Nobody’s on their phone, nobody’s checking their email.”

“Good companies should embrace these opportunities,” Ehrmantraut says. “Especially those that want to drive down costs by having more people work from home. While telecommunicating helps employees to strike a better work/life balance, people tend to become isolated, and often to the degree that they’re not as productive.”

Fairfax County-based Carfax, which supplies vehicle history reports to individuals and businesses, has been named to Virginia Business’ annual Best Places to Work in Virginia every year since 2011. Everyday perks for its 960 employees include gaming stations and regular office parties — the annual Halloween party is particularly popular — but special outings also help to solidify bonds at Carfax.

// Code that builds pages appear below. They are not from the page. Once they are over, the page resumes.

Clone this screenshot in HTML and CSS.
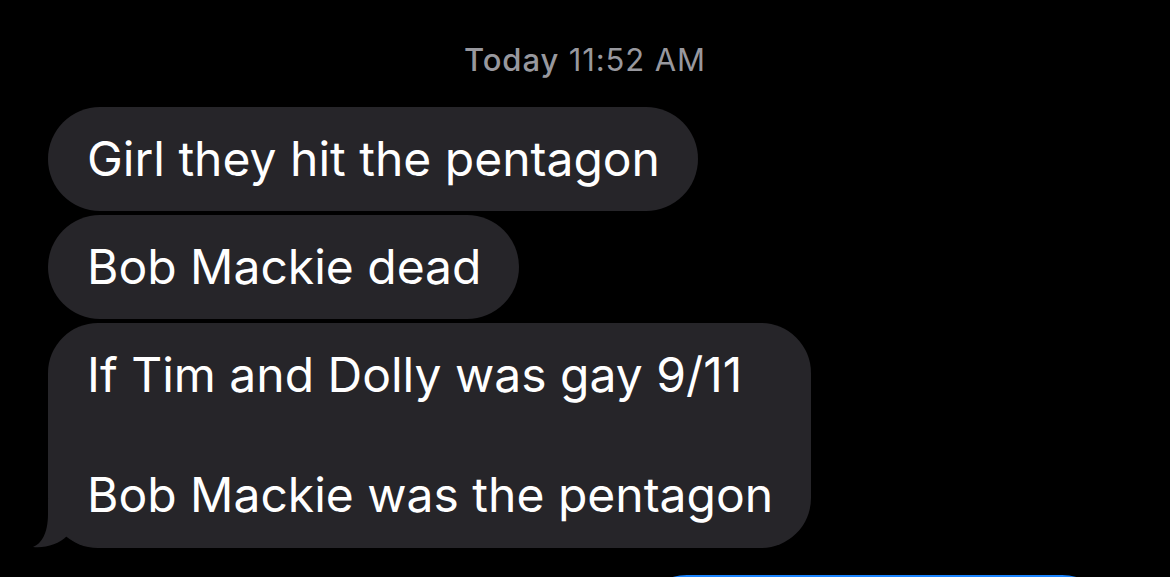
FILE: index.html
```html
<!DOCTYPE html>
<html lang="en">
<head>
<meta charset="utf-8">
<title>Messages</title>
<link rel="stylesheet" href="styles.css">
</head>
<body>
<main class="thread">
  <div class="stamp"><span class="stamp-day">Today</span> 11:52 AM</div>
  <div class="msgs">
    <div class="bubble recv">Girl they hit the pentagon</div>
    <div class="bubble recv">Bob Mackie dead</div>
    <div class="bubble recv last">If Tim and Dolly was gay 9/11<br><br>Bob Mackie was the pentagon
      <svg class="tail" width="70" height="49" viewBox="0 0 70 49" aria-hidden="true"><path d="M16 0 L16 15 C16 35 9 45 1 48 C13 49.5 27 45 35 37 C43 45 53 48 68 48 L68 0 Z" fill="#262529"/></svg>
    </div>
    <div class="bubble sent">&nbsp;</div>
  </div>
</main>
</body>
</html>
```
FILE: styles.css
```css
html, body {
  margin: 0;
  padding: 0;
  background: #000;
  height: 577px;
  overflow: hidden;
}
.thread {
  font-family: Inter, "Noto Sans", sans-serif;
  color: #fff;
}
.stamp {
  text-align: center;
  color: #98989e;
  font-size: 31px;
  line-height: 36px;
  padding-top: 42px;
  letter-spacing: 0.9px;
}
.stamp-day {
  font-weight: 500;
}
.msgs {
  display: flex;
  flex-direction: column;
  align-items: flex-start;
  gap: 4px;
  padding: 29px 48px 0 48px;
}
.bubble {
  position: relative;
  isolation: isolate;
  background: #262529;
  font-size: 48px;
  line-height: 60px;
  padding: 22px 38px 22px 39px;
  border-radius: 52px;
}
.bubble.last {
  border-radius: 50px;
  padding-bottom: 23px;
}
.tail {
  position: absolute;
  left: -16px;
  bottom: 0;
  z-index: -1;
}
.bubble.sent {
  margin-top: 23px;
  align-self: flex-end;
  background: #1b84fe;
  width: 402px;
  margin-right: 8px;
}
```
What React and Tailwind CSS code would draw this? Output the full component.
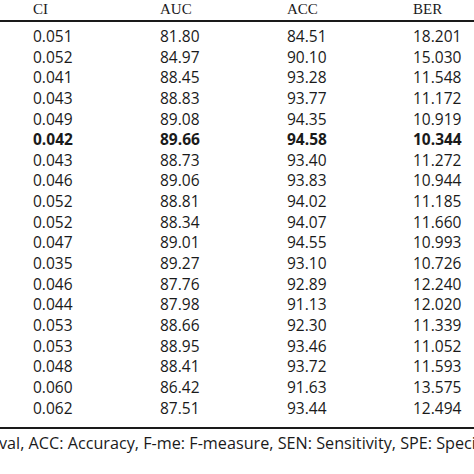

“In the spring, the entire company gets together and does a team-building exercise. Then, throughout the year, different departments will have their own activities,” says Tracy Steinbach, employee experience specialist in Carfax’s human resources division. “We’ve done it all: escape rooms, pottery, Topgolf.

… We’ve gone to Evergreen Sportsplex [in Leesburg] for the day and had three fields of 20 teams competing against each other [in various sports]. We’ve done just about everything … except ax-throwing.”

“You’re building a lasting foundation,” adds Debbie Brennan, Carfax’s meetings and events manager. “It’s friendship. I mean, this is your work family. And if you have solid and happy relationships with those you work with, you won’t mind coming into the office. That’s why we use team-building — to keep our culture sound and stable.”

Looking back at a decade of offbeat team activities, Agili’s Joyce says, “The first year I was not organized, so I didn’t reveal what we were doing … [but] now there’s anticipation built in, and it’s become an annual thing where people try and guess what we’re going to do.”

That’s why she won’t say what she has in store for Agili employees at this year’s upcoming retreat. “It’s a secret,” she says, laughing. “I don’t want to ruin the fun.”